__Task to carry out__.
Copy each line containing the word "styles" from the records that follow, please.
***** Available data
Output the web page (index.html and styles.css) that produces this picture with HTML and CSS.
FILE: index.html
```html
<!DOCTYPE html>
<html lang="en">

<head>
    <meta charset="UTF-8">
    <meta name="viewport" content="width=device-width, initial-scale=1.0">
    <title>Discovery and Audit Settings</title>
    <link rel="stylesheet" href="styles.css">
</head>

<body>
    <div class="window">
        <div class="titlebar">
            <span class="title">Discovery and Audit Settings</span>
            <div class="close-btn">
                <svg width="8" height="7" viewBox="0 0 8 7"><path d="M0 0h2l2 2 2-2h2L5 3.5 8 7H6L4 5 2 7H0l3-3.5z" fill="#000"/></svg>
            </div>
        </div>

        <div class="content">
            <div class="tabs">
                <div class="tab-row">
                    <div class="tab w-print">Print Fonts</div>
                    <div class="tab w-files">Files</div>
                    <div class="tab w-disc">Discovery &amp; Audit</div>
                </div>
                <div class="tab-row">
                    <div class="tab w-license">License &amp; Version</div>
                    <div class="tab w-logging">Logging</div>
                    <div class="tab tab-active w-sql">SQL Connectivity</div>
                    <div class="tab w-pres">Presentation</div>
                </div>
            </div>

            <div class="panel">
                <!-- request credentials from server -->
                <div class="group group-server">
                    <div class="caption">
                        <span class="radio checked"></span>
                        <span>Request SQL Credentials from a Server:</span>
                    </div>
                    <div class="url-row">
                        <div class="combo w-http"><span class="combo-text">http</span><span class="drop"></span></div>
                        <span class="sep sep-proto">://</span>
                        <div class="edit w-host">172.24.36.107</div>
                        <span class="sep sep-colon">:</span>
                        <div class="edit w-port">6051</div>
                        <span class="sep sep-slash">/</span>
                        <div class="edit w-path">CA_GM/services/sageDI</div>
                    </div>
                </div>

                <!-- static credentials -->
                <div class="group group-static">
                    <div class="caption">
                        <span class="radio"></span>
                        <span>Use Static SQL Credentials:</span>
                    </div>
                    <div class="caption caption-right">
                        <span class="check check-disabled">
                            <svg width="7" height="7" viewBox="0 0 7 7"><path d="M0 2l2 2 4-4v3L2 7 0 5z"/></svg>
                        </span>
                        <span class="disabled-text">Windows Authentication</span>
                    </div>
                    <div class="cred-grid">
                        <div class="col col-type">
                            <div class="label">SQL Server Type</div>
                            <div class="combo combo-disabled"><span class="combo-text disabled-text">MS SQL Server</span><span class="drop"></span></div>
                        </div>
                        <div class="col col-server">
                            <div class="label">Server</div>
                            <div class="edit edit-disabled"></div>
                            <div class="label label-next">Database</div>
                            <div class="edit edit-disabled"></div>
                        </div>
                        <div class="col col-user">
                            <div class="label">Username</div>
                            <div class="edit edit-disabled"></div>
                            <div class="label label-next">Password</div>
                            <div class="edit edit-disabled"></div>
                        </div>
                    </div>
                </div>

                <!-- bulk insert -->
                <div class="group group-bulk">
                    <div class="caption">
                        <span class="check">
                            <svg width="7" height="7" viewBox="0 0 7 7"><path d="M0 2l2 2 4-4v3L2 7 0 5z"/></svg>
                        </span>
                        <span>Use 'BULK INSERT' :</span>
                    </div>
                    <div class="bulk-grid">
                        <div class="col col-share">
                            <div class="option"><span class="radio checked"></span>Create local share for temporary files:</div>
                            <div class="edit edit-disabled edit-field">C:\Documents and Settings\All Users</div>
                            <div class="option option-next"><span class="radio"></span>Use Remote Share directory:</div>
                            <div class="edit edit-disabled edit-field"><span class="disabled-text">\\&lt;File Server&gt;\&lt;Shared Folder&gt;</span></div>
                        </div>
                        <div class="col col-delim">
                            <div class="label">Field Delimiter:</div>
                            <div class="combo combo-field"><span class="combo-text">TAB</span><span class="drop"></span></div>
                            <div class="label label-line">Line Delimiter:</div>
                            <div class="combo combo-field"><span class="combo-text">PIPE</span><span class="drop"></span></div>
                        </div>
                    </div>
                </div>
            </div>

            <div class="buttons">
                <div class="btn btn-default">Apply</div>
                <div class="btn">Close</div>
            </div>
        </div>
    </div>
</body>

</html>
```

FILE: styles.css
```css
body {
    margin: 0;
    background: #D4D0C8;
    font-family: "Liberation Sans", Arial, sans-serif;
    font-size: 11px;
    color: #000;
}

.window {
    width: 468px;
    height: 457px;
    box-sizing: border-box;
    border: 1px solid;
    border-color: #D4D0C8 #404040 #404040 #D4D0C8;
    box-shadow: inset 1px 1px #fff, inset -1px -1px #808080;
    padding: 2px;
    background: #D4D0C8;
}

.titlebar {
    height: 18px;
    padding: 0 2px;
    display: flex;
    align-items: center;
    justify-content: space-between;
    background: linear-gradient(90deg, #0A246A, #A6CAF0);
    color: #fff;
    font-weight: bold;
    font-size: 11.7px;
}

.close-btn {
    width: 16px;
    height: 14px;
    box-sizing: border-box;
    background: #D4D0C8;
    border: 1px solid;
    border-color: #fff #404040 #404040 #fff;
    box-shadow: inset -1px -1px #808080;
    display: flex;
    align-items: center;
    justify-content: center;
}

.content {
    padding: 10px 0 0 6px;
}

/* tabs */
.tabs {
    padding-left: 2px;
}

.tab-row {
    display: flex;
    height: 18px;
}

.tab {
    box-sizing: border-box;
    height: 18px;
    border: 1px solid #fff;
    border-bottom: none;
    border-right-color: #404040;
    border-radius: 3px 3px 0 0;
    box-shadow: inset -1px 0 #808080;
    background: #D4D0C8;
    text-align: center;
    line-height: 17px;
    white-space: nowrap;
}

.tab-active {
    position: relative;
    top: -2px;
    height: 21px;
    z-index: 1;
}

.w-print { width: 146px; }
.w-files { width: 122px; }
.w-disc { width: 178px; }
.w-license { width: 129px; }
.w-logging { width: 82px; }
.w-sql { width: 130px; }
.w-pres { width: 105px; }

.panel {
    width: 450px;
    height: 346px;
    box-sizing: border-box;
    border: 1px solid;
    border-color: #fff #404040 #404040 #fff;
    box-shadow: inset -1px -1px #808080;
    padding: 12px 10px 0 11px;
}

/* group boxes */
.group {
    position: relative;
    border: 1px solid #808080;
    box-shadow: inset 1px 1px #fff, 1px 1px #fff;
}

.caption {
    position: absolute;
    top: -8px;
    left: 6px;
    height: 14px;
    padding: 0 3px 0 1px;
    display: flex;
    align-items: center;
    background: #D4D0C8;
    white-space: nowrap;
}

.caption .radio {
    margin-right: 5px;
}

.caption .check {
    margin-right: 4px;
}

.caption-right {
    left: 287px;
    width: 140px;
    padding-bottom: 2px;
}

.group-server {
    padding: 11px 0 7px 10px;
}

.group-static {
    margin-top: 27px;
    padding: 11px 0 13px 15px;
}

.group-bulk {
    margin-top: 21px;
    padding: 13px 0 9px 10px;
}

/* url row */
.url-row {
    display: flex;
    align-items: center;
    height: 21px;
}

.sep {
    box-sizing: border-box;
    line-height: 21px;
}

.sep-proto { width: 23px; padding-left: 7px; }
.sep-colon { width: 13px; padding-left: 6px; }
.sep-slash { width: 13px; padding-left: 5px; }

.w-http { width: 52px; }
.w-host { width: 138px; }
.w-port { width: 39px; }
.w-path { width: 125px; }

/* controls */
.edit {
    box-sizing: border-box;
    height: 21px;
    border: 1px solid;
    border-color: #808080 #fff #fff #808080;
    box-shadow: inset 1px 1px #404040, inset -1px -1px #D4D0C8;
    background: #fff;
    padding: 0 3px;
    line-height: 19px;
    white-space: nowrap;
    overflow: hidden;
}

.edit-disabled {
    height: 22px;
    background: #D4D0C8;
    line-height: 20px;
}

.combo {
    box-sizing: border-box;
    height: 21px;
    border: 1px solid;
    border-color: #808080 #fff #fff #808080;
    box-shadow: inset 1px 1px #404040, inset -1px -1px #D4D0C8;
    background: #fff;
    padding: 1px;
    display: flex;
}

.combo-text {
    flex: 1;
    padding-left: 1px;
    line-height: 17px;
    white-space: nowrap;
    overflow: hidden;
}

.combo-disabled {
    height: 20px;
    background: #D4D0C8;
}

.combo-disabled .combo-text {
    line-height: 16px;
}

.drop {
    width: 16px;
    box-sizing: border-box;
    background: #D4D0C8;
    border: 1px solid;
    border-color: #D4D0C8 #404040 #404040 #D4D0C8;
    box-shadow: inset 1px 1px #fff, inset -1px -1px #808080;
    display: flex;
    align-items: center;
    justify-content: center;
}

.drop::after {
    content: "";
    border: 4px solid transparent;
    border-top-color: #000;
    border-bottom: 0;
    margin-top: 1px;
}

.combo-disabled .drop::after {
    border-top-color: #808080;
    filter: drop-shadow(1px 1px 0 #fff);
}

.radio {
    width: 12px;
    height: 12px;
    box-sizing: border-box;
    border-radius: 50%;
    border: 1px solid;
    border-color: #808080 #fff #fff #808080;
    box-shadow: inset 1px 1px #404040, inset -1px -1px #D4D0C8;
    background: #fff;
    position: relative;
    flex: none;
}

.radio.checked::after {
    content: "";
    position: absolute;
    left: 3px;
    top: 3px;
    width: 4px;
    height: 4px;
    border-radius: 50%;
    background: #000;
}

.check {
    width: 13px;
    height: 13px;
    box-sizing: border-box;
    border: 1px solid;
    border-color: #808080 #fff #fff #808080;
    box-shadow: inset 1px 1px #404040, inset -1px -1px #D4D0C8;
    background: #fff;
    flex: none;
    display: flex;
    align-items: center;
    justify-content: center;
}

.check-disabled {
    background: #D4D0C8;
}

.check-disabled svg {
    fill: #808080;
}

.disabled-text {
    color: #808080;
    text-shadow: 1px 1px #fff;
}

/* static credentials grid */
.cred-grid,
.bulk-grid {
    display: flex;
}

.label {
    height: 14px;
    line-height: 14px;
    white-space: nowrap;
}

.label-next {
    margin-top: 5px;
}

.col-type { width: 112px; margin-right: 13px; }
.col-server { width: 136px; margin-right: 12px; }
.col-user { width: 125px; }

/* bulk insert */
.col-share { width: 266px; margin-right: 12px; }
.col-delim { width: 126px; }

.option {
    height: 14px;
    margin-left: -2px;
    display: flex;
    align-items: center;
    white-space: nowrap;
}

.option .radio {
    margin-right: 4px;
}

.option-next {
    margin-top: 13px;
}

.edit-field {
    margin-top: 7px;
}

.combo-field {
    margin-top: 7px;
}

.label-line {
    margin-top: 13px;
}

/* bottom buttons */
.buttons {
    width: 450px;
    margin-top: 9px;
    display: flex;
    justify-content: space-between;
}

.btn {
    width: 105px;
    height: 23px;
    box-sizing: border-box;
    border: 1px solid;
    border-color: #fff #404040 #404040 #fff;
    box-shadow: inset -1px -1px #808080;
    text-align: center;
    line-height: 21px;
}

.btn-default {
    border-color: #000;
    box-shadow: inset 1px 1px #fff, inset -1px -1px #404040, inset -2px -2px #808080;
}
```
**********
***** Available data
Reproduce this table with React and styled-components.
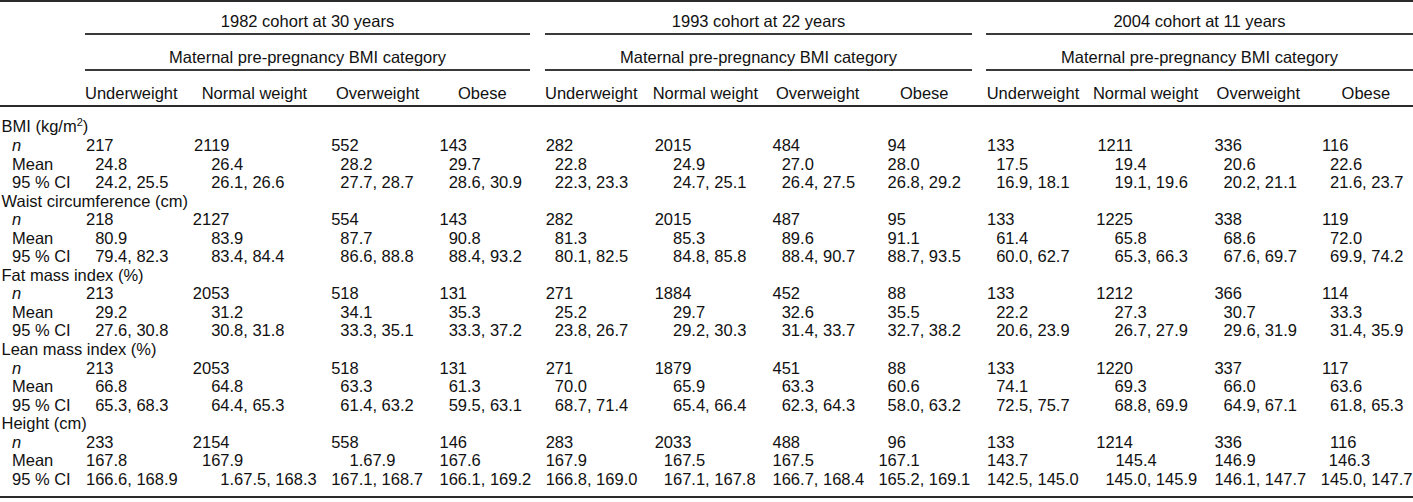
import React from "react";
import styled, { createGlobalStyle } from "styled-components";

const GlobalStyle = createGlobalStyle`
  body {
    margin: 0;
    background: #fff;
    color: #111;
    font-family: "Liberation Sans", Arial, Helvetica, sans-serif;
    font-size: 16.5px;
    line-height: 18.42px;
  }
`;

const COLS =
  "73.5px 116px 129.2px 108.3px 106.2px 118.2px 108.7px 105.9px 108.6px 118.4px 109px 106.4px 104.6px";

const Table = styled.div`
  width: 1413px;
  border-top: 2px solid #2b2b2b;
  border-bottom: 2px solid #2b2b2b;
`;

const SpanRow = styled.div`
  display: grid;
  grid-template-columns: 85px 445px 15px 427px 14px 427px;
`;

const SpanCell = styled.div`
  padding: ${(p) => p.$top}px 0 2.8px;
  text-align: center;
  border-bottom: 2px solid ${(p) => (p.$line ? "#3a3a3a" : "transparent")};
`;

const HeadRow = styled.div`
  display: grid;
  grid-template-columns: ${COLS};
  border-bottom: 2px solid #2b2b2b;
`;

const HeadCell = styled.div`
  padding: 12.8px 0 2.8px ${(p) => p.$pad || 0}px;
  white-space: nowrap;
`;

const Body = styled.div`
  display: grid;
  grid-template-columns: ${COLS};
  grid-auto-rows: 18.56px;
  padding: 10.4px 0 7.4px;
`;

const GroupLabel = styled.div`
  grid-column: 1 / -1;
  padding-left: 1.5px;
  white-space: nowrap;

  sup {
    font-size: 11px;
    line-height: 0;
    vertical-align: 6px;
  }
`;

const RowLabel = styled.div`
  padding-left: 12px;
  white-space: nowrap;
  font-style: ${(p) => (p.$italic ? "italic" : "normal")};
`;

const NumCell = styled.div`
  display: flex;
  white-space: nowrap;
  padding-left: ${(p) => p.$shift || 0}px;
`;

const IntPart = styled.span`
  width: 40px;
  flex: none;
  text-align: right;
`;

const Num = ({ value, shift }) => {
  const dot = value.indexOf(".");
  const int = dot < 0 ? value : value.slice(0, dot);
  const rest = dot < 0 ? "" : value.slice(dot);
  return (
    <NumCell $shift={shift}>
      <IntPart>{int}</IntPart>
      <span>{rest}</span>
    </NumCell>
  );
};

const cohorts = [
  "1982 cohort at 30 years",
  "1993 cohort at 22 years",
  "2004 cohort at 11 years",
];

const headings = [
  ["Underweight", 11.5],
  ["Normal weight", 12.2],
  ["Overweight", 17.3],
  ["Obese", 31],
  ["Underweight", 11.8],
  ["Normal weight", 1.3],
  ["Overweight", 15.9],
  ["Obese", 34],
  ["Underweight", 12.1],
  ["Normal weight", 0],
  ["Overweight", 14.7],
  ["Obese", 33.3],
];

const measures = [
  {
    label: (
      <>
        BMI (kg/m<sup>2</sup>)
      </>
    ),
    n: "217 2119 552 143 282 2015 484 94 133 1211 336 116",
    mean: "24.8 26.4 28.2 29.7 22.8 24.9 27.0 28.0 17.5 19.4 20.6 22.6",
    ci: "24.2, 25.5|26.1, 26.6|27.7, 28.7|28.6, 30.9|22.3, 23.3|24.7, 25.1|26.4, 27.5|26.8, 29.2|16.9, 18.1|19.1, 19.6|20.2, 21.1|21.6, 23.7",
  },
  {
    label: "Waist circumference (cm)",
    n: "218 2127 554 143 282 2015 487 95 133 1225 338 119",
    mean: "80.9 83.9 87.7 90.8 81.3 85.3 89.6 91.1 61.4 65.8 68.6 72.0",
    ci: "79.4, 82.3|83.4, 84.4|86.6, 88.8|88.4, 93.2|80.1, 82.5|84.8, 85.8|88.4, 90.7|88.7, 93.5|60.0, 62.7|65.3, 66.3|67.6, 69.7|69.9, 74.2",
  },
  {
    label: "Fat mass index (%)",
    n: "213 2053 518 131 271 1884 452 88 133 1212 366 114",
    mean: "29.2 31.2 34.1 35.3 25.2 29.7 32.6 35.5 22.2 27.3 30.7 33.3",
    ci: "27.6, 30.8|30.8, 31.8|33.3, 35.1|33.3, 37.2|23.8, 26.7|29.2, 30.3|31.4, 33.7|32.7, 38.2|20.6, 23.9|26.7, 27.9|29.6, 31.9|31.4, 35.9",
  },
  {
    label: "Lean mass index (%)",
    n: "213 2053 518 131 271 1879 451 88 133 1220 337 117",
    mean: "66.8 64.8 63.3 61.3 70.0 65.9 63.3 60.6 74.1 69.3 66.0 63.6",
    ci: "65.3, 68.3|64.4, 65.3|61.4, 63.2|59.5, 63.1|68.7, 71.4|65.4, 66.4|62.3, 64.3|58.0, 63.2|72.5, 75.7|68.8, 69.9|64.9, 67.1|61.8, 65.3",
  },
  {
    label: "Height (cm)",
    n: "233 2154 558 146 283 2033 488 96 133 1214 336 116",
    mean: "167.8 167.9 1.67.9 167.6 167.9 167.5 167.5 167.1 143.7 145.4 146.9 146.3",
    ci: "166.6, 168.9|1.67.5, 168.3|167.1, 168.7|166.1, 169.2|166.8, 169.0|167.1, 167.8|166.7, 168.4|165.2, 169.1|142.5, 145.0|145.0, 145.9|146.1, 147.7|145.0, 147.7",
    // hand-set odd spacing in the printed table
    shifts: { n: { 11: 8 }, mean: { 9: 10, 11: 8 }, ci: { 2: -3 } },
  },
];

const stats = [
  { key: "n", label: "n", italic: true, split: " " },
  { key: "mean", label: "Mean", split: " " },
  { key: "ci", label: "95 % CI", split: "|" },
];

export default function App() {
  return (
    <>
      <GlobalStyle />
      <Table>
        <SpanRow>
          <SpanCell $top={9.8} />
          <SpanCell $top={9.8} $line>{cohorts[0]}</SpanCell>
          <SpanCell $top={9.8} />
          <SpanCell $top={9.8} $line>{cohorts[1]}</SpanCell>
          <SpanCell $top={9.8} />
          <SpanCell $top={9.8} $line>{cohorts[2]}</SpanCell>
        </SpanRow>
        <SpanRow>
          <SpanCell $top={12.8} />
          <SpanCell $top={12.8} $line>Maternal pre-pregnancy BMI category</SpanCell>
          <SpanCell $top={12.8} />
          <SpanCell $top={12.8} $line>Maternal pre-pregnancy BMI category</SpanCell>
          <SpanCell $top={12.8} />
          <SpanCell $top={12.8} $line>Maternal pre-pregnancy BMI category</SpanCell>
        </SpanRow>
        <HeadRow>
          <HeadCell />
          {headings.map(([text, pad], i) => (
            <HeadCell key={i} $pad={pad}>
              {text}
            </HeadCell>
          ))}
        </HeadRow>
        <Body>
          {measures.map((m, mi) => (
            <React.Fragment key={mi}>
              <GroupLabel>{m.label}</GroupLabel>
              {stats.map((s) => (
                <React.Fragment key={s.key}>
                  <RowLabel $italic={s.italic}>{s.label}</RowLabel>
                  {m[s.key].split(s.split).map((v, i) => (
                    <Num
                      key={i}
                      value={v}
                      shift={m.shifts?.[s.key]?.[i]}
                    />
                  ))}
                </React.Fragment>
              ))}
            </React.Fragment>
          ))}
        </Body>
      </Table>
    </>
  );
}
**********
***** Available data
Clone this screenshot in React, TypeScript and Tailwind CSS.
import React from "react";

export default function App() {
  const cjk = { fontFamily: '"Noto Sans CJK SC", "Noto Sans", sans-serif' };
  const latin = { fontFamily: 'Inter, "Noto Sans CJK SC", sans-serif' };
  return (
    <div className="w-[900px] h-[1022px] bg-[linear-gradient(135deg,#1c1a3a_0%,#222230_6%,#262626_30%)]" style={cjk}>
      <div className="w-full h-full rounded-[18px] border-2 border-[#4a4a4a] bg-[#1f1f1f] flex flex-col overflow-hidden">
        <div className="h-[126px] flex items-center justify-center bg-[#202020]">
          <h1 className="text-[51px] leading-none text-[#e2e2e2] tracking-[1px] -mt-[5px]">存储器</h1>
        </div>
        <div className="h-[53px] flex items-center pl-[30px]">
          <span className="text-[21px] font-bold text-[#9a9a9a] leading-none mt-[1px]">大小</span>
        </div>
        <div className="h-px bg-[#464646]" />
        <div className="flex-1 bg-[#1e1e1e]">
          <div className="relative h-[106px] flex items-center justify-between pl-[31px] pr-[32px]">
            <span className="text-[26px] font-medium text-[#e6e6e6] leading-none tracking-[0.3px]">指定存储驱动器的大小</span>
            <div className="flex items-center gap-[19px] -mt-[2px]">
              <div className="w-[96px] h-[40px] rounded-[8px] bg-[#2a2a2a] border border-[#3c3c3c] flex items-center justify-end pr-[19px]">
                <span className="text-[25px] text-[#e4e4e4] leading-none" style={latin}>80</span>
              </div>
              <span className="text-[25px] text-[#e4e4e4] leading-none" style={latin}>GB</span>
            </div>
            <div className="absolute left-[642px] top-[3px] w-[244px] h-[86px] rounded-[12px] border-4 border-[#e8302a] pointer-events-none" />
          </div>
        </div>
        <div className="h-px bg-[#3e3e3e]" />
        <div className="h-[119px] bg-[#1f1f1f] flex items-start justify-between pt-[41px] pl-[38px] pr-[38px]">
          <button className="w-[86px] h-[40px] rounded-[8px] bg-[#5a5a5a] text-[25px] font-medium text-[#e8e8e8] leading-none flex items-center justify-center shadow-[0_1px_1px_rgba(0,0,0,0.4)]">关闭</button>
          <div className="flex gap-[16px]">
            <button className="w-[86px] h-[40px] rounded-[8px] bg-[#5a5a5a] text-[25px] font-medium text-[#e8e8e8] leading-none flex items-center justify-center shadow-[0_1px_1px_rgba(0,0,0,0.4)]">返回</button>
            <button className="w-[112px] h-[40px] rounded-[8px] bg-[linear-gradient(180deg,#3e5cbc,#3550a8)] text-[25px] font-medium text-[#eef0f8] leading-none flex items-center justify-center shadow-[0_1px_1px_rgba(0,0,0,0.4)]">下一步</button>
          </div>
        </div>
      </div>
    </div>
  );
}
**********
__Written solution__.
Output the web page (index.html and styles.css) that produces this picture with HTML and CSS.
    <link rel="stylesheet" href="styles.css">
FILE: styles.css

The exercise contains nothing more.